ROM’S Curators Weigh In.
This painting would take most artists days, even weeks to make. It took Midjourney—a new artificial intelligence program—less than two minutes.
How? According to PC World, Midjourney “takes user-generated queries, runs them through an AI algorithm, and lets the algorithm pull from its source images and apply various artistic techniques.”
For my image, I wanted to see how well the program mimicked distinct art styles. So, I gave it the prompt “Chinese literati painting of white clouds and red birds.” It gave me back four low-resolution images, from which I chose one (what you see above) to “upscale.”
Even a cursory glance at traditional literati paintings will tell you Midjourney didn’t exactly nail it. The image appears to be made from oils, not inks, and the birds are, well, faceless. Still, the image is beautiful, even gallery-worthy, and the implications of this technology are profound.
Anyone with internet access willing to shell out $10 (USD) a month for a subscription can now create stunning art in minutes, all just with a few keystrokes. (Many of the less powerful programs, like Craiyon, remain free; while others, like DALL·E 2 and Meta’s Make-A-Scene, aren’t yet available to the public.) What does that mean for working artists? For human creativity?
These questions are already top-of-mind for many artists and journalists. In June of this year, The Economist claimed to break “new ground” after putting a Midjourney-generated image on its cover. In July, CBC asked if “text-to-image AI would change the way artists work.” And in August, Vice reported that a Midjourney-generated image “won first place at a state fair fine arts competition.”
“To developers and technically minded people, it’s this cool thing,” cartoonist Matt Bors told The Atlantic. “[B]ut to illustrators it’s very upsetting because it feels like you’ve eliminated the need to hire the illustrator."
The obsolescence of human artists, while frightening, is only one potential consequence of AI-generated art. Writing in The New York Times, columnist Kevin Roose wondered “whether we need to worry about a surge in synthetic propaganda, hyper-realistic deepfakes or even nonconsensual pornography.”
However, I wanted to understand how the rise of programs like Midjourney would shape the future of art. So, I put the question to three of ROM’s curators. Here’s what they said:
Silvia Forni, Senior Curator of Global Africa
It is interesting, but derivative. Midjourney can generate cool images, but in my mind, it still does not replace the work of an artist. It is a tool that can “create” only using the visual vocabulary that was developed by artists of the past. It is fun but not moving. It does not present new visual vocabularies. It is a tool. Maybe, in the hand of an artist, it can become surprising and moving, but to be so it would require the creative ability of someone able to instruct the system to do something that the general user cannot achieve, something that pushes the envelope and generates awe. Otherwise, it is just a new accessible fun tool that people will play with until the next trendy program hits the market.
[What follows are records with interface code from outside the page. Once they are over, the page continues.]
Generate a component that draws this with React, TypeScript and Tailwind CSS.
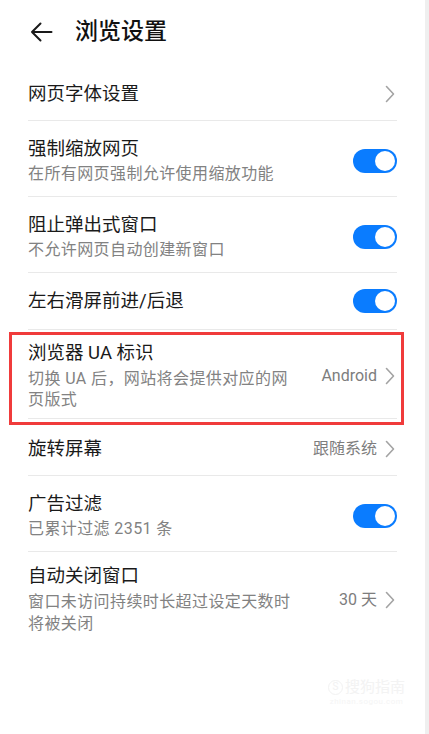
import React from 'react';

const font = { fontFamily: 'Roboto, "Noto Sans CJK SC", "Noto Sans", sans-serif' };

const Chevron = () => (
    <svg width="10" height="18" viewBox="0 0 10 18" fill="none" className="shrink-0">
        <path d="M1.5 1.5L8.5 9L1.5 16.5" stroke="#a3a3a3" strokeWidth="1.6" strokeLinecap="round" strokeLinejoin="round" />
    </svg>
);

const Toggle = () => (
    <div className="w-[44px] h-[24px] rounded-full bg-[#0a7cff] flex items-center justify-end pr-[2px] shrink-0">
        <div className="w-[20px] h-[20px] rounded-full bg-white"></div>
    </div>
);

const Value = ({ text }: { text: string }) => (
    <div className="flex items-center gap-[8px] shrink-0 pr-[2px]">
        <span className="text-[16px] leading-[22px] text-[#7d7d7d]">{text}</span>
        <Chevron />
    </div>
);

interface RowProps {
    title: string;
    sub?: string;
    right: React.ReactNode;
    className: string;
    subClass?: string;
    last?: boolean;
}

const Row: React.FC<RowProps> = ({ title, sub, right, className, subClass, last }) => (
    <div className={`flex items-center justify-between ${last ? '' : 'border-b border-[#e9e9e9]'} ${className}`}>
        <div className="flex flex-col">
            <span className="text-[18.5px] leading-[24px] text-[#1a1a1a]">{title}</span>
            {sub && (
                <span className={`text-[16px] tracking-[0.4px] text-[#828282] max-w-[268px] ${subClass ?? 'mt-[2px] leading-[22px]'}`}>
                    {sub}
                </span>
            )}
        </div>
        {right}
    </div>
);

export default function App() {
    return (
        <div className="flex w-[429px] h-[734px] bg-white overflow-hidden" style={font}>
            <div className="relative w-[425px] h-full">
                {/* Header */}
                <div className="h-[64px] flex items-center pl-[30px]">
                    <svg width="23" height="20" viewBox="0 0 23 20" fill="none">
                        <path d="M21.5 10H2M10.5 1.5L2 10L10.5 18.5" stroke="#1a1a1a" strokeWidth="2" strokeLinecap="round" strokeLinejoin="round" />
                    </svg>
                    <span className="ml-[22px] text-[23px] leading-[30px] font-medium text-[#111]">浏览设置</span>
                </div>

                <div className="mx-[28px]">
                    <Row title="网页字体设置" right={<Value text="" />} className="pt-[18px] pb-[14px]" />
                    <Row title="强制缩放网页" sub="在所有网页强制允许使用缩放功能" right={<Toggle />} className="pt-[16px] pb-[11px]" />
                    <Row title="阻止弹出式窗口" sub="不允许网页自动创建新窗口" right={<Toggle />} className="pt-[16px] pb-[11px]" />
                    <Row title="左右滑屏前进/后退" right={<Toggle />} className="pt-[16px] pb-[16px]" />
                    <Row
                        title="浏览器 UA 标识"
                        sub="切换 UA 后，网站将会提供对应的网页版式"
                        right={<Value text="Android" />}
                        className="pt-[11px] pb-[8px]"
                        subClass="mt-[3px] leading-[21px]"
                    />
                    <Row title="旋转屏幕" right={<Value text="跟随系统" />} className="pt-[18px] pb-[14px]" />
                    <Row title="广告过滤" sub="已累计过滤 2351 条" right={<Toggle />} className="pt-[16px] pb-[11px]" />
                    <Row
                        title="自动关闭窗口"
                        sub="窗口未访问持续时长超过设定天数时将被关闭"
                        right={<Value text="30 天" />}
                        className="pt-[12px] pb-[8px]"
                        subClass="mt-[3px] leading-[22px]"
                        last
                    />
                </div>

                {/* annotation frame */}
                <div className="absolute left-[9px] top-[332px] w-[395px] h-[93px] border-[3px] border-[#f03b3b] pointer-events-none"></div>

                {/* watermark */}
                <div className="absolute left-[328px] top-[677px] flex flex-col items-center opacity-50">
                    <div className="flex items-center gap-[2px]">
                        <div className="w-[15px] h-[15px] rounded-full border border-[#e6e6e6] flex items-center justify-center text-[10px] leading-none text-[#e6e6e6]">S</div>
                        <span className="text-[15px] leading-[20px] text-[#e8e8e8]">搜狗指南</span>
                    </div>
                    <span className="text-[8px] leading-[10px] tracking-[0.5px] text-[#ececec]">zhinan.sogou.com</span>
                </div>
            </div>
            <div className="w-[4px] h-full bg-[#efefef]"></div>
        </div>
    );
}
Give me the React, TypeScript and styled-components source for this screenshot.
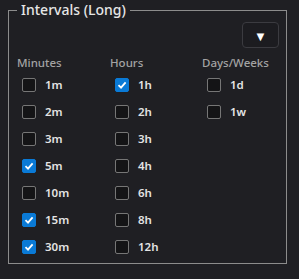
import React, { useState } from "react";
import styled, { createGlobalStyle } from "styled-components";

const GlobalStyle = createGlobalStyle`
  html, body {
    margin: 0;
    background: #1f1f23;
    font-family: "Noto Sans", "Open Sans", sans-serif;
  }
`;

const Page = styled.div`
  width: 299px;
  height: 279px;
  box-sizing: border-box;
  padding: 2px 12px 0 8px;
  background: #1f1f23;
`;

const Group = styled.fieldset`
  margin: 0;
  height: 262px;
  box-sizing: border-box;
  border: 1px solid #8c8c8c;
  padding: 4px 7px 0 8px;
  display: flex;
  flex-direction: column;
`;

const Legend = styled.legend`
  padding: 0 4px;
  font-size: 14px;
  font-weight: 500;
  line-height: 16px;
  color: #e6e6e6;
`;

const Toolbar = styled.div`
  display: flex;
  justify-content: flex-end;
`;

const MenuButton = styled.button`
  width: 37px;
  height: 26px;
  border: 1px solid #3b3b40;
  border-radius: 4px;
  background: #1c1c20;
  color: #ffffff;
  font-size: 13px;
  line-height: 1;
  padding: 2px 0 0;
  display: flex;
  align-items: center;
  justify-content: center;
`;

const Columns = styled.div`
  display: grid;
  grid-template-columns: 93px 92px 1fr;
  margin-top: 7px;
`;

const Column = styled.div`
  display: flex;
  flex-direction: column;
`;

const Heading = styled.div`
  font-size: 11.5px;
  font-weight: 500;
  line-height: 16px;
  color: #a3a3a3;
`;

const Row = styled.label`
  display: flex;
  align-items: center;
  gap: 9px;
  height: 27px;
  padding-left: 5px;
  font-size: 11.5px;
  font-weight: 600;
  color: #e4e4e4;
`;

const Box = styled.span<{ $on: boolean }>`
  width: 14px;
  height: 14px;
  box-sizing: border-box;
  border-radius: 2px;
  border: 1px solid ${(p) => (p.$on ? "#0a7ad6" : "#767676")};
  background: ${(p) => (p.$on ? "#0a7ad6" : "#141416")};
  display: flex;
  align-items: center;
  justify-content: center;
`;

const Check = () => (
  <svg width="10" height="10" viewBox="0 0 10 10">
    <path d="M1.5 5.2 L4 7.6 L8.6 2.3" fill="none" stroke="#fff" strokeWidth="1.8" />
  </svg>
);

type Item = { label: string; on: boolean };

const groups: { title: string; items: Item[] }[] = [
  {
    title: "Minutes",
    items: [
      { label: "1m", on: false },
      { label: "2m", on: false },
      { label: "3m", on: false },
      { label: "5m", on: true },
      { label: "10m", on: false },
      { label: "15m", on: true },
      { label: "30m", on: true },
    ],
  },
  {
    title: "Hours",
    items: [
      { label: "1h", on: true },
      { label: "2h", on: false },
      { label: "3h", on: false },
      { label: "4h", on: false },
      { label: "6h", on: false },
      { label: "8h", on: false },
      { label: "12h", on: false },
    ],
  },
  {
    title: "Days/Weeks",
    items: [
      { label: "1d", on: false },
      { label: "1w", on: false },
    ],
  },
];

const App = () => {
  const [data, setData] = useState(groups);

  const toggle = (g: number, i: number) => {
    setData((prev) =>
      prev.map((grp, gi) =>
        gi !== g
          ? grp
          : { ...grp, items: grp.items.map((it, ii) => (ii === i ? { ...it, on: !it.on } : it)) }
      )
    );
  };

  return (
    <Page>
      <GlobalStyle />
      <Group>
        <Legend>Intervals (Long)</Legend>
        <Toolbar>
          <MenuButton>▼</MenuButton>
        </Toolbar>
        <Columns>
          {data.map((grp, g) => (
            <Column key={grp.title}>
              <Heading>{grp.title}</Heading>
              {grp.items.map((it, i) => (
                <Row key={it.label} onClick={() => toggle(g, i)}>
                  <Box $on={it.on}>{it.on && <Check />}</Box>
                  {it.label}
                </Row>
              ))}
            </Column>
          ))}
        </Columns>
      </Group>
    </Page>
  );
};

export default App;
Justin Jennings, Senior Curator, American Archaeology
Machine learning (ML) is already changing the way we study ancient art. Archaeologists encounter the past in fragments worn down and faded from the passage of time. Reconstruction is a leap of faith—Is that a leg or a stick? Was that brown or once red?—aided by years of experience. ML projects are currently training computers on art and architectural styles using massive databases in museums and other institutions. Soon, machines may help fill in the blanks on a dig, “seeing” the most likely vessel form from a tiny fragment or the lost edges of a fresco.
Akiko Takesue, Bishop White Committee Associate Curator of Japanese Art & Culture
I am interested in the way artificial intelligence could co-exist with human creativity, rather than replacing it, by providing a new perception. A Japanese traditional weaving company in Kyoto, Hosoo, for example, has recently used AI to generate new designs for obi sash, through machine learning of over 20,000 uncoloured designs from the past. The new designs that AI created were a result of its different interpretations of traditional patterns as well as of the spaces intentionally left blank. Such is where AI can be best utilized to open a possibility of connecting the past and the future.